How do I interpret negative correlation results?
Negative values indicate an inverse relationship:
- -1.0: Perfect negative linear relationship
- -0.7 to -1.0: Strong negative correlation
- -0.3 to -0.7: Moderate negative correlation
- -0.1 to -0.3: Weak negative correlation
Example: As ice cream price increases (X), units sold (Y) typically decrease, showing negative correlation.
Our tool’s scatter plot will show this as a downward-sloping pattern.
Can I use this for non-linear relationships?
Pearson’s r only measures linear relationships. For non-linear patterns:
- Check our scatter plot for curved patterns
- Consider polynomial regression in Excel 2007
- For monotonic relationships, use Spearman’s rank correlation
- Transform variables (log, square root) to linearize
Our tool’s visualization helps identify when Pearson r may be inappropriate.
What sample size do I need for reliable results?

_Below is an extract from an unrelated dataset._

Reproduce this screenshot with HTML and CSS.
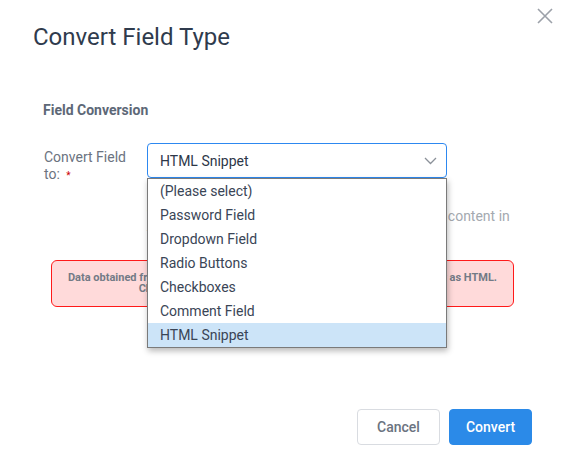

Minimum recommendations by correlation strength:
| Correlation Strength | Minimum Sample Size |
|---|---|
| Very Strong (|r| > 0.8) | 10-15 |
| Strong (0.6 < |r| < 0.8) | 20-30 |
| Moderate (0.3 < |r| < 0.6) | 50-100 |
| Weak (|r| < 0.3) | 100+ |
For academic research, most journals require n ≥ 30 for correlation studies. Our tool works with any sample size but flags small samples in the interpretation.